There are some trusts that have that have managed to generate positive returns despite uncertainty.

They employ strategies that seek to preserve capital during difficult market conditions and then look to grow it when the opportunity arises. They don’t use gearing – when trusts borrow money to buy shares or other assets – and have a zero-discount control policy which helps to reduce share price volatility.

Among them is Capital Gearing Trust, which has been managed by Peter Spiller since 1982 and its primary objective is to preserve shareholders’ wealth.

The company has delivered a positive return in 39 of the last 40 years by using equities, bonds, cash and commodities. Capital Gearing’s board issues and buys back the trust’s shares to maintain a share price close to NAV.

It is currently trading on a 2.09 per cent premium and delivers a dividend yield of 0.94 per cent.

Source: Morningstar/Killick & Co

Source: Morningstar/Killick & Co

Personal Assets Trust, which is run by Sebastian Lyon at Troy Asset Management, has a similar objective and invests in equities, bonds, preference shares and commodities.

Like Capital Gearing, Personal Assets Trust ensures it trades close to NAV through share buybacks and the issue of shares.

It is currently trading on a 0.69 per cent premium to NAV with a dividend yield of 1.17 per cent. 

Mick Gilligan, partner at Killick & Co says: ‘CGT and PNL represent the most attractive investment trusts for preserving capital today whilst maintaining the potential to get more fully invested when equity valuations become more attractively valued.
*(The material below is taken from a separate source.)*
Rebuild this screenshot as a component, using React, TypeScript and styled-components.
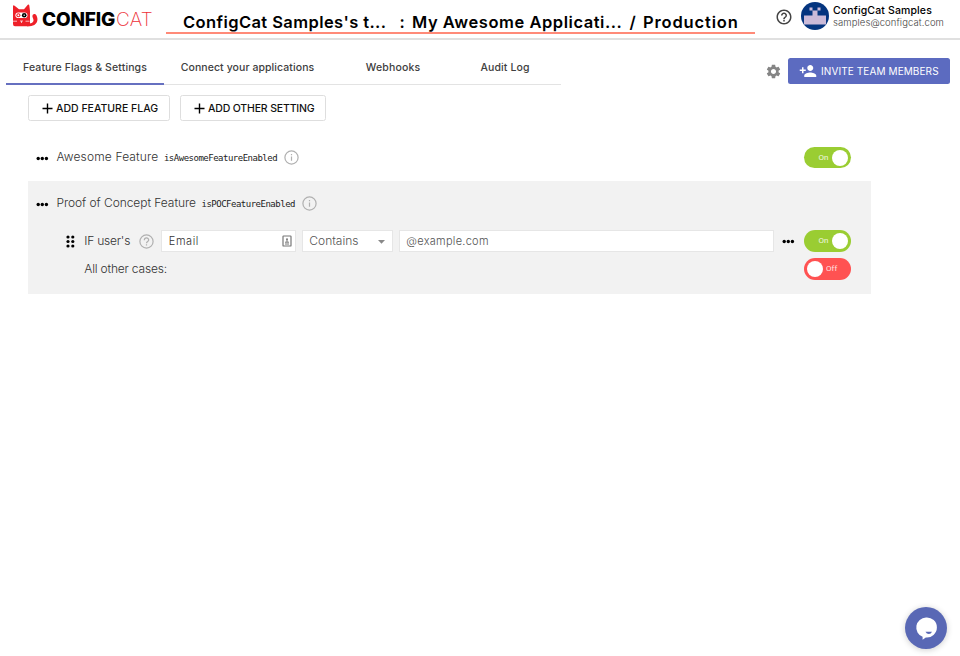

They have a stated objective of preserving or protecting capital.

‘They have an asset allocation process which is consistent with that objective. They do not use leverage. They also operate a zero-discount control policy which helps to reduce share price volatility.’

He also points to BH Macro, RIT Capital Partners and Ruffer Investment Company as trusts which are worth considering for those seeking to preserve and grow capital.